Discussion in 'Handguns: Autoloaders' started by Gunnerpalace, Aug 2, 2008.

  1. Gunnerpalace

    Gunnerpalace Well-Known Member

    My father is getting his CCW and stated that he planned to carry his Beretta 1934, his only issue is that you must pull the hammer (Single Action) before firing the first round and he wanted me to ask if it is possible to get a conversion done for Double Action use? Thanks,
  2. berettaprofessor

    berettaprofessor Well-Known Member

    Not that I've ever seen or heard of.
  3. VHinch

    VHinch Well-Known Member

    Can it be done? Probably, as most anything can, but it would require a ridiculous amount of both time and money.
  4. NG VI

    NG VI Well-Known Member

    It would be much cheaper to just buy a different gun for carry.
  5. rcmodel

    rcmodel Member in memoriam

    1. The only way to really safely carry it is hammer down on a empty chamber.

    2. It's springs are at least 70 years old, and ain't getting any younger.

    3. It's a 20+ ounce .32 or .380 ACP.

    They were good old guns, but not at all what one thinks of for a modern CCW weapon!

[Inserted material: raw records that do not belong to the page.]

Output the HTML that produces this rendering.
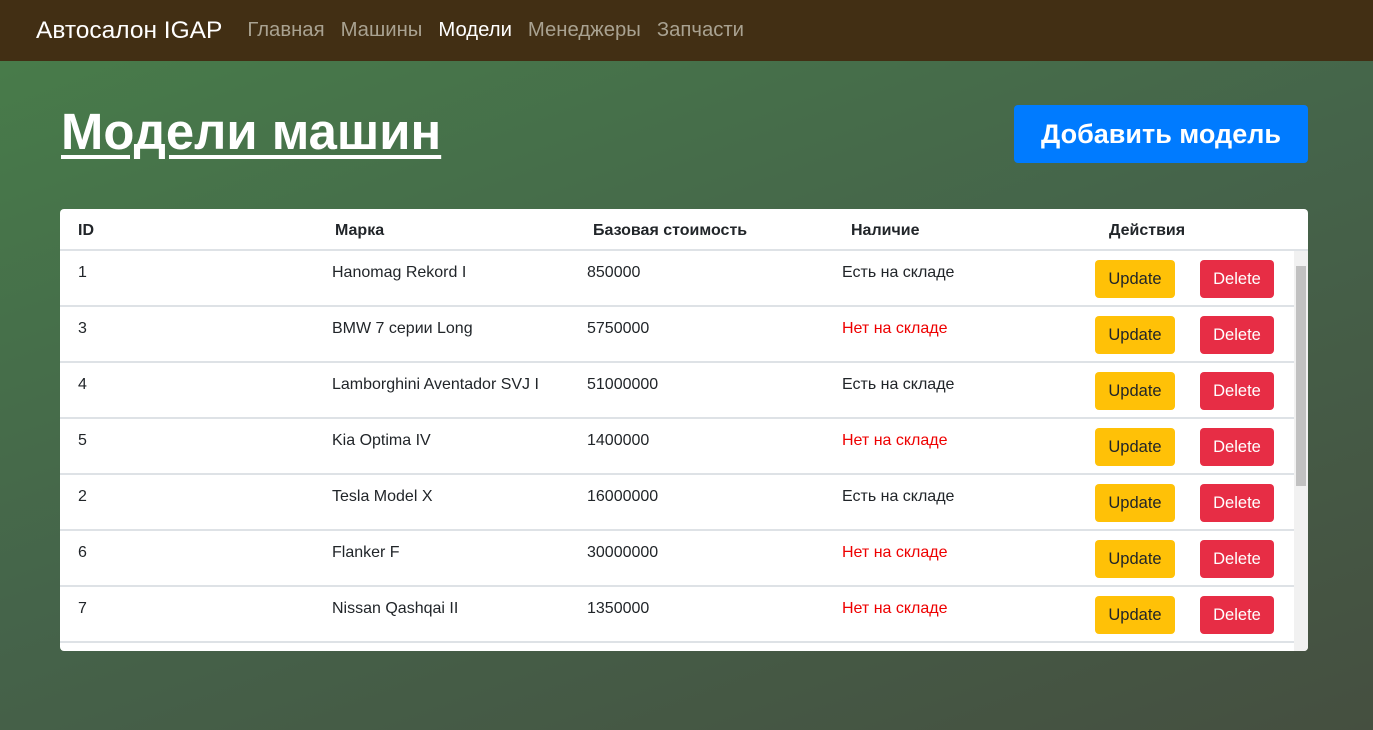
<!DOCTYPE html>
<html><head><meta charset="utf-8"><style>
*{box-sizing:border-box;margin:0;padding:0}
body{width:1373px;height:730px;overflow:hidden;font-family:"Liberation Sans","DejaVu Sans",sans-serif;background:linear-gradient(160deg,#487e4a 0%,#45644a 50%,#454f40 100%);position:relative}
nav{height:61px;background:#422f14;display:flex;align-items:center;padding-left:36px}
.brand{color:#fff;font-size:24.5px;margin-right:25px}
nav a{color:#a9a291;font-size:20.3px;margin-right:16px;text-decoration:none}
nav a.act{color:#fff}
h1{position:absolute;left:61px;top:102px;color:#fff;font-size:50.8px;font-weight:bold;text-decoration:underline;text-decoration-thickness:4px;text-underline-offset:6px}
.add{position:absolute;left:1014px;top:105px;width:294px;height:58px;background:#007bff;color:#fff;border-radius:4px;font-size:27px;font-weight:bold;display:flex;align-items:center;justify-content:center}
.tbl{position:absolute;left:60px;top:209px;width:1248px;height:442px;background:#fff;border-radius:4px;overflow:hidden}
.hd{height:42px;border-bottom:2px solid #dee2e6;position:relative;font-weight:bold;font-size:16px;color:#212529}
.hd span,.row span{position:absolute}
.row{height:56px;border-bottom:2px solid #dee2e6;position:relative;font-size:16px;color:#212529}
.row span{top:13px}
.red{color:#e00}
.b{position:absolute;top:9px;height:38px;border-radius:4px;display:flex;align-items:center;justify-content:center;font-size:16.5px}
.u{left:1035px;width:80px;background:#ffc107;color:#212529}
.d{left:1140px;width:74px;background:#e72d45;color:#fff}
.sb{position:absolute;left:1234px;top:42px;width:14px;height:400px;background:#f1f1f1}
.th{position:absolute;left:2px;top:15px;width:10px;height:220px;background:#c1c1c1}
</style></head><body>
<nav><span class="brand">Автосалон IGAP</span><a>Главная</a><a>Машины</a><a class="act">Модели</a><a>Менеджеры</a><a>Запчасти</a></nav>
<h1>Модели машин</h1>
<div class="add">Добавить модель</div>
<div class="tbl">
<div class="hd"><span style="left:18px;top:13px">ID</span><span style="left:275px;top:13px">Марка</span><span style="left:533px;top:13px">Базовая стоимость</span><span style="left:791px;top:13px">Наличие</span><span style="left:1049px;top:13px">Действия</span></div>
<div class="row"><span style="left:18px">1</span><span style="left:272px">Hanomag Rekord I</span><span style="left:527px">850000</span><span style="left:782px">Есть на складе</span><div class="b u">Update</div><div class="b d">Delete</div></div>
<div class="row"><span style="left:18px">3</span><span style="left:272px">BMW 7 серии Long</span><span style="left:527px">5750000</span><span style="left:782px" class="red">Нет на складе</span><div class="b u">Update</div><div class="b d">Delete</div></div>
<div class="row"><span style="left:18px">4</span><span style="left:272px">Lamborghini Aventador SVJ I</span><span style="left:527px">51000000</span><span style="left:782px">Есть на складе</span><div class="b u">Update</div><div class="b d">Delete</div></div>
<div class="row"><span style="left:18px">5</span><span style="left:272px">Kia Optima IV</span><span style="left:527px">1400000</span><span style="left:782px" class="red">Нет на складе</span><div class="b u">Update</div><div class="b d">Delete</div></div>
<div class="row"><span style="left:18px">2</span><span style="left:272px">Tesla Model X</span><span style="left:527px">16000000</span><span style="left:782px">Есть на складе</span><div class="b u">Update</div><div class="b d">Delete</div></div>
<div class="row"><span style="left:18px">6</span><span style="left:272px">Flanker F</span><span style="left:527px">30000000</span><span style="left:782px" class="red">Нет на складе</span><div class="b u">Update</div><div class="b d">Delete</div></div>
<div class="row"><span style="left:18px">7</span><span style="left:272px">Nissan Qashqai II</span><span style="left:527px">1350000</span><span style="left:782px" class="red">Нет на складе</span><div class="b u">Update</div><div class="b d">Delete</div></div>
<div class="sb"><div class="th"></div></div>
</div>
</body></html>
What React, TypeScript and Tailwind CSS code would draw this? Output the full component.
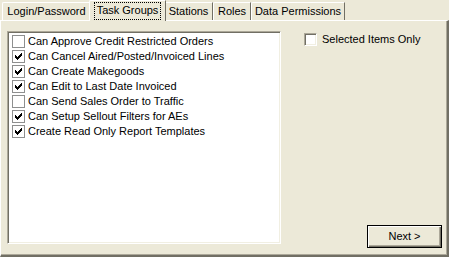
import React from "react";

const items = [
  { label: "Can Approve Credit Restricted Orders", checked: false },
  { label: "Can Cancel Aired/Posted/Invoiced Lines", checked: true },
  { label: "Can Create Makegoods", checked: true },
  { label: "Can Edit to Last Date Invoiced", checked: true },
  { label: "Can Send Sales Order to Traffic", checked: false },
  { label: "Can Setup Sellout Filters for AEs", checked: true },
  { label: "Create Read Only Report Templates", checked: true },
];

const tabs = [
  { label: "Login/Password", width: "w-[89px]" },
  { label: "Task Groups", width: "w-[77px]", selected: true },
  { label: "Stations", width: "w-[49px]" },
  { label: "Roles", width: "w-[38px]" },
  { label: "Data Permissions", width: "w-[94px]" },
];

function Check() {
  return (
    <svg width="7" height="7" viewBox="0 0 7 7" className="block">
      <path d="M0 2h1v1h1v1h1V3h1V2h1V1h1V0h1v3H6v1H5v1H4v1H3v1H2V6H1V5H0z" fill="#000" />
    </svg>
  );
}

function ListCheckbox({ checked }: { checked: boolean }) {
  return (
    <div className="flex h-[13px] w-[13px] items-center justify-center border border-[#8e8f8f] bg-white">
      {checked && <Check />}
    </div>
  );
}

export default function App() {
  return (
    <div
      className="relative h-[257px] w-[449px] overflow-hidden bg-[#ece9d8] text-[11px] leading-none text-black"
      style={{ fontFamily: '"Liberation Sans", Arial, sans-serif' }}
    >
      <div className="flex h-[20px] items-end pl-[2px]">
        {tabs.map((tab) =>
          tab.selected ? (
            <div
              key={tab.label}
              className={`${tab.width} relative z-10 -mx-[2px] -mb-[1px] flex h-[21px] items-center justify-center rounded-tl-[2px] border-l border-t border-r border-l-white border-t-white border-r-[#716f64] bg-[#ece9d8] pb-[1px]`}
            >
              <span className="border border-dotted border-black px-[2px] pb-[3px] pt-[2px]">{tab.label}</span>
            </div>
          ) : (
            <div
              key={tab.label}
              className={`${tab.width} flex h-[18px] items-center justify-center rounded-tl-[2px] border-l border-t border-r border-l-white border-t-white border-r-[#716f64] pb-[1px]`}
            >
              {tab.label}
            </div>
          )
        )}
      </div>

      <div className="flex h-[237px] border-b-2 border-l border-r-2 border-t border-b-[#716f64] border-l-white border-r-[#716f64] border-t-white pl-[6px] pt-[10px] shadow-[inset_-1px_-1px_0_#aca899]">
        <div className="h-[213px] w-[274px] border border-b-white border-l-[#aca899] border-r-white border-t-[#aca899] bg-white shadow-[inset_1px_1px_0_#716f64,inset_-1px_-1px_0_#f1efe2]">
          <div className="pl-[4px] pt-[2px]">
            {items.map((item) => (
              <div key={item.label} className="flex h-[15px] items-center gap-[3px]">
                <ListCheckbox checked={item.checked} />
                <span className="whitespace-nowrap">{item.label}</span>
              </div>
            ))}
          </div>
        </div>

        <div className="flex flex-1 flex-col justify-between pb-[7px] pr-[5px]">
          <div className="ml-[23px] mt-[2px] flex items-center gap-[5px]">
            <div className="h-[13px] w-[13px] border border-b-white border-l-[#aca899] border-r-white border-t-[#aca899] bg-white shadow-[inset_1px_1px_0_#716f64,inset_-1px_-1px_0_#f1efe2]" />
            <span className="whitespace-nowrap">Selected Items Only</span>
          </div>
          <div className="flex justify-end">
            <button className="flex h-[23px] w-[75px] items-center justify-center border border-black bg-[#ece9d8] shadow-[inset_1px_1px_0_#fff,inset_-1px_-1px_0_#716f64,inset_-2px_-2px_0_#aca899]">
              Next &gt;
            </button>
          </div>
        </div>
      </div>
    </div>
  );
}
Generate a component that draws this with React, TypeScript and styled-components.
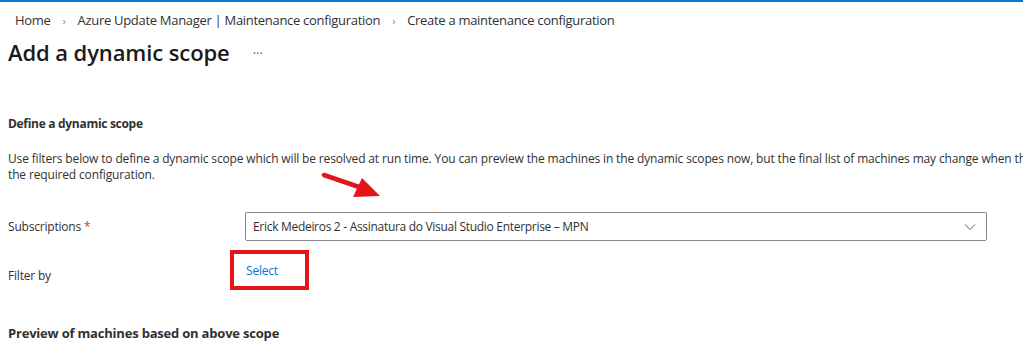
import styled, { createGlobalStyle } from "styled-components"

const Global = createGlobalStyle`
  html, body { margin: 0; padding: 0; background: #fff; }
  body { font-family: "Open Sans", "Noto Sans", sans-serif; color: #323130; }
`;

const Page = styled.div`
  position: relative;
  width: 1023px;
  height: 358px;
  overflow: hidden;
  border-top: 2px solid #0078d4;
  box-sizing: border-box;
`;

const Breadcrumb = styled.nav`
  display: flex;
  align-items: center;
  gap: 12px;
  padding: 9px 0 0 15px;
  height: 18px;
  font-size: 13px;
  color: #323130;
  letter-spacing: -0.3px;
`;

const Chevron = styled.span`
  color: #8a8886;
  font-size: 11px;
`;

const Header = styled.div`
  display: flex;
  align-items: center;
  gap: 23px;
  padding: 7px 0 0 8px;
  height: 32px;
`;

const Title = styled.h1`
  margin: 0;
  font-size: 22px;
  font-weight: 600;
  color: #1b1a19;
  letter-spacing: -0.1px;
`;

const More = styled.span`
  font-size: 13px;
  color: #605e5c;
  padding-top: 2px;
`;

const Content = styled.div`
  padding: 47px 0 0 8px;
`;

const SectionTitle = styled.h2`
  margin: 0;
  font-size: 12px;
  font-weight: 700;
  color: #323130;
  letter-spacing: -0.3px;
`;

const Description = styled.p`
  margin: 19px 0 0;
  white-space: nowrap;
  font-size: 12px;
  line-height: 16px;
  color: #323130;
  letter-spacing: -0.15px;
`;

const Row = styled.div<{ $top: number }>`
  display: grid;
  grid-template-columns: 237px 742px;
  align-items: center;
  margin-top: ${p => p.$top}px;
`;

const Label = styled.label<{ $offset?: number }>`
  padding-top: ${p => p.$offset ?? 0}px;
  font-size: 12px;
  color: #323130;
  letter-spacing: -0.2px;
`;

const Required = styled.span`
  color: #d13438;
  margin-left: 3px;
`;

const Dropdown = styled.div`
  display: flex;
  align-items: center;
  justify-content: space-between;
  height: 29px;
  box-sizing: border-box;
  border: 1px solid #8a8886;
  border-radius: 2px;
  padding: 0 10px 0 7px;
  font-size: 12px;
  color: #323130;
  letter-spacing: -0.3px;
`;

const LinkBox = styled.div`
  display: flex;
  align-items: center;
  width: 79px;
  height: 40px;
  box-sizing: border-box;
  margin-left: -15px;
  border: 4px solid #e3151b;
  padding: 0 0 0 12px;
`;

const Link = styled.a`
  font-size: 12px;
  color: #0078d4;
  text-decoration: none;
  letter-spacing: -0.2px;
`;

const PreviewTitle = styled(SectionTitle)`
  margin-top: 34px;
  font-size: 13px;
  letter-spacing: -0.2px;
`;

const Arrow = styled.svg`
  position: absolute;
  left: 318px;
  top: 166px;
`;

function App() {
  return (
    <Page>
      <Global />
      <Breadcrumb>
        <span>Home</span>
        <Chevron>›</Chevron>
        <span>Azure Update Manager | Maintenance configuration</span>
        <Chevron>›</Chevron>
        <span>Create a maintenance configuration</span>
      </Breadcrumb>
      <Header>
        <Title>Add a dynamic scope</Title>
        <More>···</More>
      </Header>
      <Content>
        <SectionTitle>Define a dynamic scope</SectionTitle>
        <Description>
          Use filters below to define a dynamic scope which will be resolved at run time. You can preview the machines in the dynamic scopes now, but the final list of machines may change when the scope is evaluated against
          <br />
          the required configuration.
        </Description>
        <Row $top={29}>
          <Label>Subscriptions<Required>*</Required></Label>
          <Dropdown>
            <span>Erick Medeiros 2 - Assinatura do Visual Studio Enterprise – MPN</span>
            <svg width="12" height="8" viewBox="0 0 12 8">
              <path d="M1 1.5 L6 6.5 L11 1.5" fill="none" stroke="#605e5c" strokeWidth="1" />
            </svg>
          </Dropdown>
        </Row>
        <Row $top={9}>
          <Label $offset={10}>Filter by</Label>
          <LinkBox>
            <Link href="#">Select</Link>
          </LinkBox>
        </Row>
        <PreviewTitle>Preview of machines based on above scope</PreviewTitle>
      </Content>
      <Arrow width="70" height="34" viewBox="0 0 70 34">
        <line x1="6" y1="7" x2="44" y2="20" stroke="#e3151b" strokeWidth="4.5" strokeLinecap="round" />
        <polygon points="62,28 44,10 35,29" fill="#e3151b" />
      </Arrow>
    </Page>
  )
}

export default App
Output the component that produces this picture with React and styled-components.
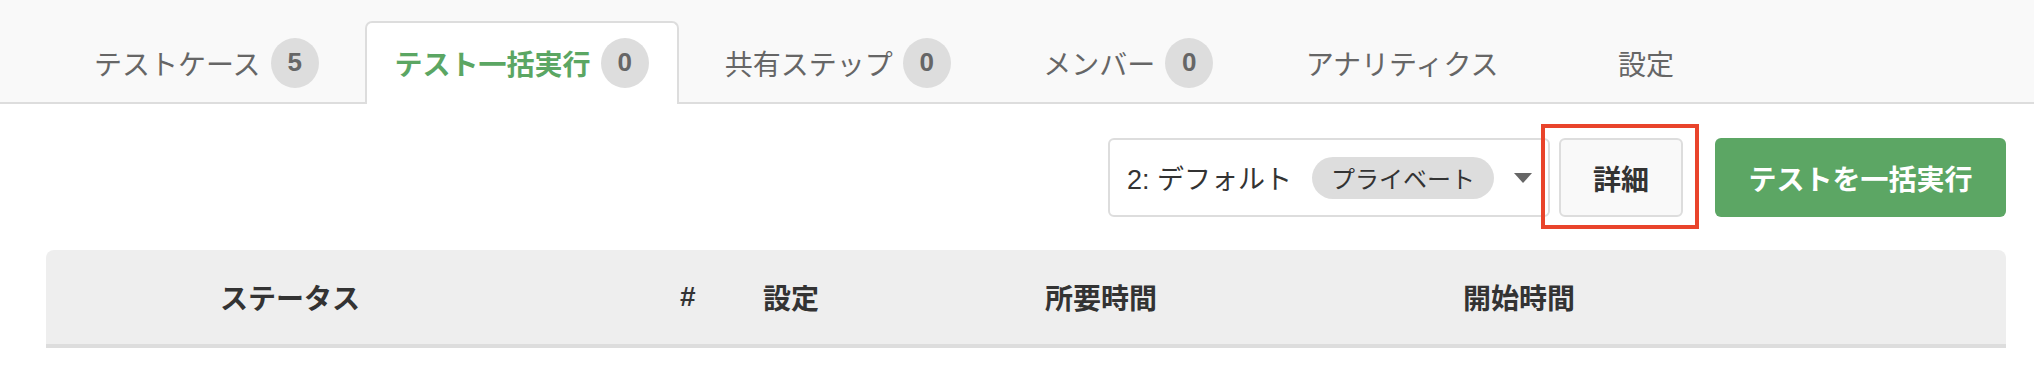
import React from 'react';
import styled, { createGlobalStyle } from 'styled-components';

const tabs = [
  { label: 'テストケース', count: 5 },
  { label: 'テスト一括実行', count: 0, active: true },
  { label: '共有ステップ', count: 0 },
  { label: 'メンバー', count: 0, min: 263 },
  { label: 'アナリティクス' },
  { label: '設定', min: 203 }
];

const columns = [
  { label: 'ステータス', width: '460px' },
  { label: '#', width: '83px' },
  { label: '設定', width: '282px' },
  { label: '所要時間', width: '418px' },
  { label: '開始時間', width: '1fr' }
];

function App() {
  return (
    <>
      <GlobalStyle />
      <Page>
        <TabBar>
          {tabs.map((tab) => (
            <Tab key={tab.label} $active={tab.active} $min={tab.min}>
              {tab.label}
              {tab.count !== undefined && <Badge>{tab.count}</Badge>}
            </Tab>
          ))}
        </TabBar>

        <Toolbar>
          <Select>
            <SelectLabel>2: デフォルト</SelectLabel>
            <Pill>プライベート</Pill>
            <Caret />
          </Select>
          <DetailWrap>
            <DetailButton>詳細</DetailButton>
            <Highlight />
          </DetailWrap>
          <RunButton>テストを一括実行</RunButton>
        </Toolbar>

        <TableHeader>
          {columns.map((col) => (
            <HeaderCell key={col.label}>{col.label}</HeaderCell>
          ))}
        </TableHeader>
      </Page>
    </>
  );
}

export default App;

const GlobalStyle = createGlobalStyle`
  html, body {
    margin: 0;
    padding: 0;
    background: #ffffff;
  }
  body {
    font-family: "Liberation Sans", "Noto Sans CJK JP", sans-serif;
    color: #333333;
  }
  * {
    box-sizing: border-box;
  }
`;

const Page = styled.div`
  width: 2034px;
  height: 366px;
  overflow: hidden;
`;

const TabBar = styled.div`
  display: flex;
  align-items: flex-end;
  height: 104px;
  padding-left: 64px;
  background-color: #f9f9f9;
  border-bottom: 2px solid #dddddd;
`;

const Tab = styled.div`
  display: flex;
  align-items: center;
  justify-content: center;
  gap: 10px;
  height: 83px;
  min-width: ${(p) => (p.$min ? `${p.$min}px` : 'auto')};
  margin-right: 16px;
  margin-bottom: -2px;
  padding: 0 28px 2px;
  font-size: 28px;
  font-weight: ${(p) => (p.$active ? 700 : 400)};
  color: ${(p) => (p.$active ? '#5ba663' : '#666666')};
  background-color: ${(p) => (p.$active ? '#ffffff' : 'transparent')};
  border: 2px solid ${(p) => (p.$active ? '#dddddd' : 'transparent')};
  border-bottom: none;
  border-radius: 7px 7px 0 0;
  white-space: nowrap;
`;

const Badge = styled.span`
  display: inline-flex;
  align-items: center;
  justify-content: center;
  width: 48px;
  height: 50px;
  border-radius: 50%;
  background-color: #dddddd;
  color: #666666;
  font-size: 26px;
  font-weight: 700;
`;

const Toolbar = styled.div`
  display: flex;
  justify-content: flex-end;
  align-items: center;
  margin-top: 34px;
  padding-right: 28px;
`;

const Select = styled.div`
  display: flex;
  align-items: center;
  width: 442px;
  height: 79px;
  padding-left: 17px;
  background-color: #ffffff;
  border: 2px solid #dddddd;
  border-radius: 6px;
`;

const SelectLabel = styled.span`
  font-size: 27px;
  color: #333333;
  white-space: nowrap;
`;

const Pill = styled.span`
  display: inline-flex;
  align-items: center;
  height: 42px;
  margin-left: 20px;
  padding: 0 19px;
  border-radius: 21px;
  background-color: #dddddd;
  font-size: 24px;
  color: #333333;
  white-space: nowrap;
`;

const Caret = styled.span`
  width: 0;
  height: 0;
  margin-left: 20px;
  border-left: 9px solid transparent;
  border-right: 9px solid transparent;
  border-top: 10px solid #666666;
`;

const DetailWrap = styled.div`
  position: relative;
  margin-left: 9px;
  margin-right: 32px;
`;

const DetailButton = styled.button`
  width: 124px;
  height: 79px;
  font-family: inherit;
  font-size: 28px;
  font-weight: 700;
  color: #333333;
  background-color: #f9f9f9;
  border: 2px solid #dddddd;
  border-radius: 6px;
`;

const Highlight = styled.div`
  position: absolute;
  top: -14px;
  bottom: -12px;
  left: -18px;
  right: -16px;
  border: 4px solid #e9442b;
  pointer-events: none;
`;

const RunButton = styled.button`
  width: 291px;
  height: 79px;
  font-family: inherit;
  font-size: 28px;
  font-weight: 700;
  color: #ffffff;
  background-color: #5ca664;
  border: none;
  border-radius: 6px;
`;

const TableHeader = styled.div`
  display: grid;
  grid-template-columns: ${columns.map((c) => c.width).join(' ')};
  align-items: center;
  height: 98px;
  margin: 33px 28px 0 46px;
  padding-left: 174px;
  background-color: #eeeeee;
  border-bottom: 4px solid #dddddd;
  border-radius: 8px 8px 0 0;
`;

const HeaderCell = styled.div`
  font-size: 28px;
  font-weight: 700;
  color: #333333;
  white-space: nowrap;
`;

    Talk to him and convince him it's time to retire the Beretta and buy something modern for his CCW gun.

  6. NG VI

    NG VI Well-Known Member

    Maybe he could upgrade to a PX4 subcompact? Still a Beretta, about the same weight, can't be all that much bulkier, significantly more juice, probably holds more, can be carried in a ready status, tons of great reasons to go with a new subcompact or compact auto over the (admittedly cool) antique Beretta.
  7. Gunnerpalace

    Gunnerpalace Well-Known Member

    I'll try that, he also expressed interest in either a Springfield Micro 1911 or a Glock 26, the only issue is he does not want to spend the money.
  8. NG VI

    NG VI Well-Known Member

    G26/27 is a very good CC pistol, I find the low profile smooth slide makes it far easier to conceal and far more comfortable than you would expect by the Glock's "clunky" reputation. Plus for some reason they shoot better than would be expected, and the finish is highly resistant to corrosion and wear. A good, durable choice, with unlimited holster and accessory options. If he is LEO or military/maybe retired military firefighter emt he can get their LEO discount. 398 for a stock small frame glock.
  9. 6_gunner

    6_gunner Well-Known Member

    I'll admit that I'm not intimately familiar with the Beretta 1934, but I'm under the impression that it has a fairly positive and dependable safety. Why not carry it chambered with the safety on?

    True, there are probably better options for a ccw piece, but I would feel adequately armed with one of those little .380s.
  10. Storm

    Storm Well-Known Member

    Bond had a hard time giving up his Beretta as well. Maybe it's time for a PPK. :D
  11. rcmodel

    rcmodel Member in memoriam

    The goofy 180 degree safety takes two hands to operate, and only locks the sear, not the hammer.
    It would be way faster to rack the slide & load it.

    And the gun has no semblance of a drop safety, or firing pin block.

  12. Billy Shears

    Billy Shears Well-Known Member

    I'd have to concur with the majority opinion here. It's an obsolete design in a marginal caliber, with poor ergonomics and probably won't reliably feed modern hollowpoint ammunition.

    If it's all he's got, it's certainly better than nothing until he can get something better, but he really should get something better.

    And you can pretty much forget about converting it to double action. Mechanically, it probably could be done, but you'd have to commission a very skilled gunsmith to do it as a one-off job, and you'd pay a fortune. Cheaper by far, and better, just to get a more modern pistol.